Implementations of the presently disclosed subject matter may be implemented in and used with a variety of component and network architectures. FIG. 1 is an example computer 20 suitable for implementing implementations of the presently disclosed subject matter. The computer 20 includes a bus 21 which interconnects major components of the computer 20, such as a central processor 24, a memory 27 (typically RAM, but which may also include ROM, flash RAM, or the like), an input/output controller 28, a user display 22, such as a display or touch screen via a display adapter, a user input interface 26, which may include one or more controllers and associated user input or devices such as a keyboard, mouse, WiFi/cellular radios, touchscreen, microphone/speakers and the like, and may be closely coupled to the I/O controller 28, fixed storage 23, such as a hard drive, flash storage, Fibre Channel network, SAN device, SCSI device, and the like, and a removable media component 25 operative to control and receive an optical disk, flash drive, and the like.

The bus 21 allows data communication between the central processor 24 and the memory 27, which may include read-only memory (ROM) or flash memory (neither shown), and random access memory (RAM) (not shown), as previously noted.

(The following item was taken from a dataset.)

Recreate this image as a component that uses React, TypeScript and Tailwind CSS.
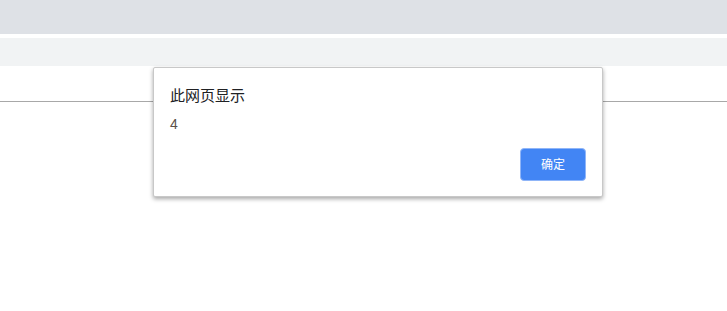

The RAM can include the main memory into which the operating system and application programs are loaded. The ROM or flash memory can contain, among other code, the Basic Input-Output system (BIOS) which controls basic hardware operation such as the interaction with peripheral components. Applications resident with the computer 20 can be stored on and accessed via a computer readable medium, such as a hard disk drive (e.g., fixed storage 23), an optical drive, floppy disk, or other storage medium 25.

The fixed storage 23 may be integral with the computer 20 or may be separate and accessed through other interfaces. A network interface 29 may provide a direct connection to a remote server via a telephone link, to the Internet via an internet service provider (ISP), or a direct connection to a remote server via a direct network link to the Internet via a POP (point of presence) or other technique. The network interface 29 may provide such connection using wireless techniques, including digital cellular telephone connection, Cellular Digital Packet Data (CDPD) connection, digital satellite data connection or the like. For example, the network interface 29 may allow the computer to communicate with other computers via one or more local, wide-area, or other networks, as shown in FIG. 2.

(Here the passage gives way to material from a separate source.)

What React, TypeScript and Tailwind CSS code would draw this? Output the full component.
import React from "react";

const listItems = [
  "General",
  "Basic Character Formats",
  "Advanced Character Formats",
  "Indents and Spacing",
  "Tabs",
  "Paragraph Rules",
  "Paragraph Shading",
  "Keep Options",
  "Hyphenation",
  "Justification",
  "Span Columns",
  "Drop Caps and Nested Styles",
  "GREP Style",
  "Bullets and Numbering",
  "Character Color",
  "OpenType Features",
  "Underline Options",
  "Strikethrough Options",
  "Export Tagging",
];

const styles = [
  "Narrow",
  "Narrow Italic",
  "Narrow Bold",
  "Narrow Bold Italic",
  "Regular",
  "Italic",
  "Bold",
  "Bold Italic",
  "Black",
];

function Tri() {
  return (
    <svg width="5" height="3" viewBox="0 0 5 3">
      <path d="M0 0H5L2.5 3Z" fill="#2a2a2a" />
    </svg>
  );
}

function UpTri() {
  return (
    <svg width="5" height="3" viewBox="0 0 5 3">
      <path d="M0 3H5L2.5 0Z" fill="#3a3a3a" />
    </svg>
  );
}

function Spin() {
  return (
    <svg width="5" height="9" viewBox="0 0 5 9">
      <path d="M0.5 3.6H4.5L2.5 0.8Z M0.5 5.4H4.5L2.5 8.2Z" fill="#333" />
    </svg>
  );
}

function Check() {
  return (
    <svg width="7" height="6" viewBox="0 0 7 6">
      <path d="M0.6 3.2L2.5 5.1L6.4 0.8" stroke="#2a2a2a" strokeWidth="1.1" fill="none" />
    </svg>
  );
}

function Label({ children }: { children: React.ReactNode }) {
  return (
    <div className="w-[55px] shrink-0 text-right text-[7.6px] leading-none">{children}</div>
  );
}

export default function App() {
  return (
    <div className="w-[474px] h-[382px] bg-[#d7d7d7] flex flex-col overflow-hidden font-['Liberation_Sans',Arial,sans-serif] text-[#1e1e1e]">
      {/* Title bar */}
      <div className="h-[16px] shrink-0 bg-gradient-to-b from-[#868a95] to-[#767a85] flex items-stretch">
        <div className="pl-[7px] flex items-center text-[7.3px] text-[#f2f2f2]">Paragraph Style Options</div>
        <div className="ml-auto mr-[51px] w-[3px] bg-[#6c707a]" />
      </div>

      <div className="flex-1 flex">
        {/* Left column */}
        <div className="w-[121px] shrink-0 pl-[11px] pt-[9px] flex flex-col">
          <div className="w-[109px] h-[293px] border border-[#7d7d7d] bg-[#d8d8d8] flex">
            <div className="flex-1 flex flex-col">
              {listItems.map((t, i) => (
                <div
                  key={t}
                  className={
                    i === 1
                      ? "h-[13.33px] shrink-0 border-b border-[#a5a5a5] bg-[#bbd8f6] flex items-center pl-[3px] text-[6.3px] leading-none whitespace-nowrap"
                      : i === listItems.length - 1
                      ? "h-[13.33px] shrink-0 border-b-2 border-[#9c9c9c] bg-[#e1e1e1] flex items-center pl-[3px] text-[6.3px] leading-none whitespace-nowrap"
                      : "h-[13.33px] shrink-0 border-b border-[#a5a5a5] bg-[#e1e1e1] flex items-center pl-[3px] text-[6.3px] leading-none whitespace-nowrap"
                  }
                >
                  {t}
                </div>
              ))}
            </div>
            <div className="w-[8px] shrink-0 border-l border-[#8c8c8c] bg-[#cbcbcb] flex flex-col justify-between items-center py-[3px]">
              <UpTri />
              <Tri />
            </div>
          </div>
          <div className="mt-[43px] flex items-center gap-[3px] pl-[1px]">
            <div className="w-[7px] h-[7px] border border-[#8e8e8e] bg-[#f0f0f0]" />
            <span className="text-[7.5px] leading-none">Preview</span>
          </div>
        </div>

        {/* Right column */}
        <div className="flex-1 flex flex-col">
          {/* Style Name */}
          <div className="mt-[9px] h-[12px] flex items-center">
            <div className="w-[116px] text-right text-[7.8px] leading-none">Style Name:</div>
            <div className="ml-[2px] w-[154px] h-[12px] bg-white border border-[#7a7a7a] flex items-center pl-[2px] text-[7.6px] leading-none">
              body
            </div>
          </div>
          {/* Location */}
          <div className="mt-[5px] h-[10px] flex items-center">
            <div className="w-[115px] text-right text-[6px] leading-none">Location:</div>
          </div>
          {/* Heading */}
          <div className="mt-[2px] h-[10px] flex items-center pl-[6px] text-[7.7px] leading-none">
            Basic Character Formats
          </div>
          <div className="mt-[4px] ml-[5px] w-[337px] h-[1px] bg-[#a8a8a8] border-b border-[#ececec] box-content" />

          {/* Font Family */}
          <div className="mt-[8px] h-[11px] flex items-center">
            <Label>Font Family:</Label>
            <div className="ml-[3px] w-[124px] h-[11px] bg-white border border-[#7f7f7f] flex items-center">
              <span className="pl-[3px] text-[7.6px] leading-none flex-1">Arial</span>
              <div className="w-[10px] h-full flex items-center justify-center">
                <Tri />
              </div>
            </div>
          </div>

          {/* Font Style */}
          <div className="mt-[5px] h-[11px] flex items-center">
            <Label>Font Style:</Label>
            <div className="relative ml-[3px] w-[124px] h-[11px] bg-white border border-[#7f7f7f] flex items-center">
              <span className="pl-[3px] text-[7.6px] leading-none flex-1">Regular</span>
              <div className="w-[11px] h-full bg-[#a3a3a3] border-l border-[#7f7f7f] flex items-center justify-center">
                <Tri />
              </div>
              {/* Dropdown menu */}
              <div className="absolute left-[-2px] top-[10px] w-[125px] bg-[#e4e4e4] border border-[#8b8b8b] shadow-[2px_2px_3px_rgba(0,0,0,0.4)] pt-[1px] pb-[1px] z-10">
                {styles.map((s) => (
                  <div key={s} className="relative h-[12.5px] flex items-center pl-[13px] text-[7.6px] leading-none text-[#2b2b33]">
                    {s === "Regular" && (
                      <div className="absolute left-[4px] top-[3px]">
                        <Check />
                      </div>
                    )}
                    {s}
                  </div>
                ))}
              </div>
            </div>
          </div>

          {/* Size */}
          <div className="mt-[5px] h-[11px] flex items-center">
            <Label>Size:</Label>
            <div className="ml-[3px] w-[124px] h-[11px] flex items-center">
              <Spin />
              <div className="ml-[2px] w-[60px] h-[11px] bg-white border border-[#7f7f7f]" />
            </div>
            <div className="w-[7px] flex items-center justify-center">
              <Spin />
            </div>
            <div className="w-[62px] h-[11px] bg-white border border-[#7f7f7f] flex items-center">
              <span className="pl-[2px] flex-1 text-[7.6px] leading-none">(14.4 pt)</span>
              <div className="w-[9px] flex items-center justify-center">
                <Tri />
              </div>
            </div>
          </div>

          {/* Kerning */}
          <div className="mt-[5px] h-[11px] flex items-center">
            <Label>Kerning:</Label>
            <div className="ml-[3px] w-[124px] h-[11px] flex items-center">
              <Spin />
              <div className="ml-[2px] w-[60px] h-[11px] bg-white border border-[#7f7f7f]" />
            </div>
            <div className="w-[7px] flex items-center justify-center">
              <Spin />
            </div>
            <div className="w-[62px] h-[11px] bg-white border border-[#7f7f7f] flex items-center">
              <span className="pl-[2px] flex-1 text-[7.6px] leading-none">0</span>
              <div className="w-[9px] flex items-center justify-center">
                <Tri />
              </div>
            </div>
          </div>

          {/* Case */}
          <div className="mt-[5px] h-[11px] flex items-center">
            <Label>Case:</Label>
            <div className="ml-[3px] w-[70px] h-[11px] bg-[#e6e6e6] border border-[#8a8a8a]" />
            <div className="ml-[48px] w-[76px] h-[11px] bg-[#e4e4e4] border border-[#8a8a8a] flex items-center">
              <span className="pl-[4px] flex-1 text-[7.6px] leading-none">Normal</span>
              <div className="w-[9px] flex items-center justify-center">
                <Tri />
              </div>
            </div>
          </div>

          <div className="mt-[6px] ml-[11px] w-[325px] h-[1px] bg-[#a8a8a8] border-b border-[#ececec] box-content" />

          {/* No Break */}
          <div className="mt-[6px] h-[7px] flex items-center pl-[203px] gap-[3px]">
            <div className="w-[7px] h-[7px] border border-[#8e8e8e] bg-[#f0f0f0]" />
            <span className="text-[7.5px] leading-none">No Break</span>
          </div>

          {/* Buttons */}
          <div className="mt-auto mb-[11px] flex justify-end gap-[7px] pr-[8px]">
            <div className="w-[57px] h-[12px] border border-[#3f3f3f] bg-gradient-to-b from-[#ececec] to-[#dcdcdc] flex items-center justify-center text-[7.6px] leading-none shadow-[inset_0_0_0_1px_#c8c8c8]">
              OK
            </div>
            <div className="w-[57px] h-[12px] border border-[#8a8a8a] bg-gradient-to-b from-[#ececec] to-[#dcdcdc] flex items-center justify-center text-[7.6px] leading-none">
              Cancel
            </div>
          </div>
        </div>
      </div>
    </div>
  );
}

Many other devices or components (not shown) may be connected in a similar manner (e.g., document scanners, digital cameras and so on). Conversely, all of the components shown in FIG. 1 need not be present to practice the present disclosure. The components can be interconnected in different ways from that shown. The operation of a computer such as that shown in FIG. 1 is readily known in the art and is not discussed in detail in this application. Code to implement the present disclosure can be stored in computer-readable storage media such as one or more of the memory 27, fixed storage 23, removable media 25, or on a remote storage location.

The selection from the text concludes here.